(Records from a dataset)
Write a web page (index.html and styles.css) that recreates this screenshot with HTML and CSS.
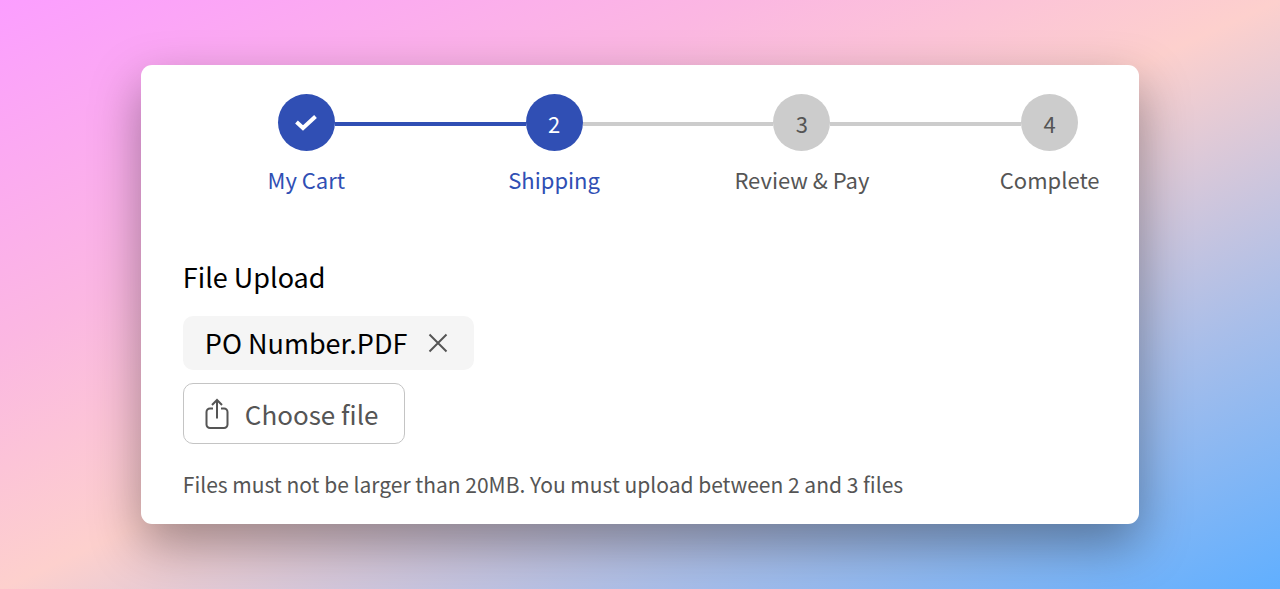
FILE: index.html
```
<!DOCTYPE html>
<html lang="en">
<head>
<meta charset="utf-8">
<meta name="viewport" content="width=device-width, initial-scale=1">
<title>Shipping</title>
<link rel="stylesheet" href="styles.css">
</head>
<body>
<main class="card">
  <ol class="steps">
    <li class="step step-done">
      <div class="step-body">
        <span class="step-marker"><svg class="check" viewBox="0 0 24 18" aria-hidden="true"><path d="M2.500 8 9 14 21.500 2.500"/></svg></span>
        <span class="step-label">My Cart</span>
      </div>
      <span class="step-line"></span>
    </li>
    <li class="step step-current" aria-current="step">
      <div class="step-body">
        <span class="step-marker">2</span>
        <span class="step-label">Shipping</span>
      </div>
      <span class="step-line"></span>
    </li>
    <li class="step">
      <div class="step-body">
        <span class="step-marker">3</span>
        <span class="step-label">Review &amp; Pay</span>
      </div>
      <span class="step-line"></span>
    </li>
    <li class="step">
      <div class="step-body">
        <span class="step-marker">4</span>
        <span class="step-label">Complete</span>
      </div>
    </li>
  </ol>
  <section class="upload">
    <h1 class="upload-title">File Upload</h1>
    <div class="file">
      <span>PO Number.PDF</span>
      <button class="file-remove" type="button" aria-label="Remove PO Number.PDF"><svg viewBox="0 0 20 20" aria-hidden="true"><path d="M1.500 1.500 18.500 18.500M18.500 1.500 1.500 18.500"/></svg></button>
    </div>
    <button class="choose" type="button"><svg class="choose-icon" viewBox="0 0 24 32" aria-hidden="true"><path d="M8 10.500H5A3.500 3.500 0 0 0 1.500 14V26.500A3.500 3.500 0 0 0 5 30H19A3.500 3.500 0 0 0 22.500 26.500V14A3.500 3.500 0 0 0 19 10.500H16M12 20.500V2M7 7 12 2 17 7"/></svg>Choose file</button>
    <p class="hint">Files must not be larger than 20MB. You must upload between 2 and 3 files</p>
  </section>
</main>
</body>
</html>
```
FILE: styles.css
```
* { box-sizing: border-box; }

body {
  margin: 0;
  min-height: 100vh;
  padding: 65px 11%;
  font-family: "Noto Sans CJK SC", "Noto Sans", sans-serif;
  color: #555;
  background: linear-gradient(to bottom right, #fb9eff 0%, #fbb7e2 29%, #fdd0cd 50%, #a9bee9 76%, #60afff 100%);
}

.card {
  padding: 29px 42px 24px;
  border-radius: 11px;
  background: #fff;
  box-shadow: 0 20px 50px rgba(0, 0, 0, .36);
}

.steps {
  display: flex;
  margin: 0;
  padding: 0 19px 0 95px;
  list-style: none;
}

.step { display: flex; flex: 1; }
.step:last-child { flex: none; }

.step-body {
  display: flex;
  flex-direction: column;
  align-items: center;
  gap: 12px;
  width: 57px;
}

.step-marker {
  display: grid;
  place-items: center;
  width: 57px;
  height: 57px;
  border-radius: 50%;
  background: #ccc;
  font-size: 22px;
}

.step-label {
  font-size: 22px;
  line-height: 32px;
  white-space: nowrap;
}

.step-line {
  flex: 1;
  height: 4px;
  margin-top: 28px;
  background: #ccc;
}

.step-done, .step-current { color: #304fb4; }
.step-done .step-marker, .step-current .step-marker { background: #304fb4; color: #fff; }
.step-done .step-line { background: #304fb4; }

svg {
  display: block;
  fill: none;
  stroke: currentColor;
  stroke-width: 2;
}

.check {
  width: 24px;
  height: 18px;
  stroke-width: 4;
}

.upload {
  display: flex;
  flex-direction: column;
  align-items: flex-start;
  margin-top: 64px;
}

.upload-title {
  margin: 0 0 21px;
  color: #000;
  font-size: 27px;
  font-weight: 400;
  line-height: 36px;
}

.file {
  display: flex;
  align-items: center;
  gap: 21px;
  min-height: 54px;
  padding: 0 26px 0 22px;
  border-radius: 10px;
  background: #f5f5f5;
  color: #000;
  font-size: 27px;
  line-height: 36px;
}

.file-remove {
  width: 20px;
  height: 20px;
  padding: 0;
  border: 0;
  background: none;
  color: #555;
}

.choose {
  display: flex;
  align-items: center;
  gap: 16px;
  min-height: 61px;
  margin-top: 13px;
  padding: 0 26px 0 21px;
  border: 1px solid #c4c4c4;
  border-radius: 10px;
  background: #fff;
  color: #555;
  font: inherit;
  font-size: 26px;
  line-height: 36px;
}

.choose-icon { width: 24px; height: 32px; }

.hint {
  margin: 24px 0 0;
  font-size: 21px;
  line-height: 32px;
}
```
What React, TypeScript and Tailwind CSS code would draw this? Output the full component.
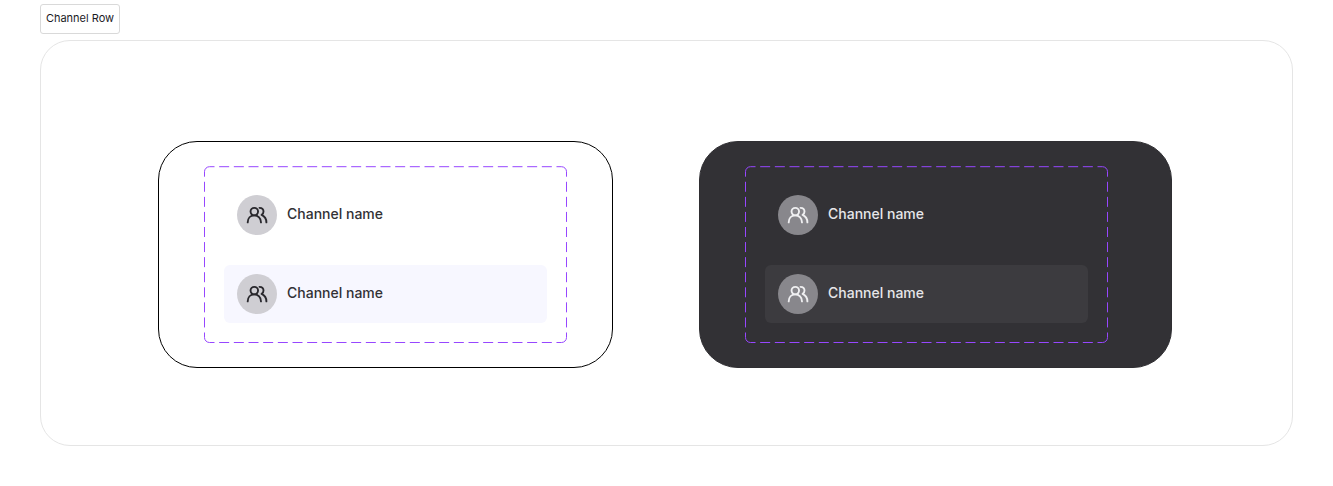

What this task involves: Skipping the pictures, transcribe each line above exactly as it appears.

Task answer:
Write a web page (index.html and styles.css) that recreates this screenshot with HTML and CSS.
FILE: index.html
```
<!DOCTYPE html>
<html lang="en">
<head>
<meta charset="utf-8">
<meta name="viewport" content="width=device-width, initial-scale=1">
<title>Shipping</title>
<link rel="stylesheet" href="styles.css">
</head>
<body>
<main class="card">
  <ol class="steps">
    <li class="step step-done">
      <div class="step-body">
        <span class="step-marker"><svg class="check" viewBox="0 0 24 18" aria-hidden="true"><path d="M2.500 8 9 14 21.500 2.500"/></svg></span>
        <span class="step-label">My Cart</span>
      </div>
      <span class="step-line"></span>
    </li>
    <li class="step step-current" aria-current="step">
      <div class="step-body">
        <span class="step-marker">2</span>
        <span class="step-label">Shipping</span>
      </div>
      <span class="step-line"></span>
    </li>
    <li class="step">
      <div class="step-body">
        <span class="step-marker">3</span>
        <span class="step-label">Review &amp; Pay</span>
      </div>
      <span class="step-line"></span>
    </li>
    <li class="step">
      <div class="step-body">
        <span class="step-marker">4</span>
        <span class="step-label">Complete</span>
      </div>
    </li>
  </ol>
  <section class="upload">
    <h1 class="upload-title">File Upload</h1>
    <div class="file">
      <span>PO Number.PDF</span>
      <button class="file-remove" type="button" aria-label="Remove PO Number.PDF"><svg viewBox="0 0 20 20" aria-hidden="true"><path d="M1.500 1.500 18.500 18.500M18.500 1.500 1.500 18.500"/></svg></button>
    </div>
    <button class="choose" type="button"><svg class="choose-icon" viewBox="0 0 24 32" aria-hidden="true"><path d="M8 10.500H5A3.500 3.500 0 0 0 1.500 14V26.500A3.500 3.500 0 0 0 5 30H19A3.500 3.500 0 0 0 22.500 26.500V14A3.500 3.500 0 0 0 19 10.500H16M12 20.500V2M7 7 12 2 17 7"/></svg>Choose file</button>
    <p class="hint">Files must not be larger than 20MB. You must upload between 2 and 3 files</p>
  </section>
</main>
</body>
</html>
```
FILE: styles.css
```
* { box-sizing: border-box; }

body {
  margin: 0;
  min-height: 100vh;
  padding: 65px 11%;
  font-family: "Noto Sans CJK SC", "Noto Sans", sans-serif;
  color: #555;
  background: linear-gradient(to bottom right, #fb9eff 0%, #fbb7e2 29%, #fdd0cd 50%, #a9bee9 76%, #60afff 100%);
}

.card {
  padding: 29px 42px 24px;
  border-radius: 11px;
  background: #fff;
  box-shadow: 0 20px 50px rgba(0, 0, 0, .36);
}

.steps {
  display: flex;
  margin: 0;
  padding: 0 19px 0 95px;
  list-style: none;
}

.step { display: flex; flex: 1; }
.step:last-child { flex: none; }

.step-body {
  display: flex;
  flex-direction: column;
  align-items: center;
  gap: 12px;
  width: 57px;
}

.step-marker {
  display: grid;
  place-items: center;
  width: 57px;
  height: 57px;
  border-radius: 50%;
  background: #ccc;
  font-size: 22px;
}

.step-label {
  font-size: 22px;
  line-height: 32px;
  white-space: nowrap;
}

.step-line {
  flex: 1;
  height: 4px;
  margin-top: 28px;
  background: #ccc;
}

.step-done, .step-current { color: #304fb4; }
.step-done .step-marker, .step-current .step-marker { background: #304fb4; color: #fff; }
.step-done .step-line { background: #304fb4; }

svg {
  display: block;
  fill: none;
  stroke: currentColor;
  stroke-width: 2;
}

.check {
  width: 24px;
  height: 18px;
  stroke-width: 4;
}

.upload {
  display: flex;
  flex-direction: column;
  align-items: flex-start;
  margin-top: 64px;
}

.upload-title {
  margin: 0 0 21px;
  color: #000;
  font-size: 27px;
  font-weight: 400;
  line-height: 36px;
}

.file {
  display: flex;
  align-items: center;
  gap: 21px;
  min-height: 54px;
  padding: 0 26px 0 22px;
  border-radius: 10px;
  background: #f5f5f5;
  color: #000;
  font-size: 27px;
  line-height: 36px;
}

.file-remove {
  width: 20px;
  height: 20px;
  padding: 0;
  border: 0;
  background: none;
  color: #555;
}

.choose {
  display: flex;
  align-items: center;
  gap: 16px;
  min-height: 61px;
  margin-top: 13px;
  padding: 0 26px 0 21px;
  border: 1px solid #c4c4c4;
  border-radius: 10px;
  background: #fff;
  color: #555;
  font: inherit;
  font-size: 26px;
  line-height: 36px;
}

.choose-icon { width: 24px; height: 32px; }

.hint {
  margin: 24px 0 0;
  font-size: 21px;
  line-height: 32px;
}
```
What React, TypeScript and Tailwind CSS code would draw this? Output the full component.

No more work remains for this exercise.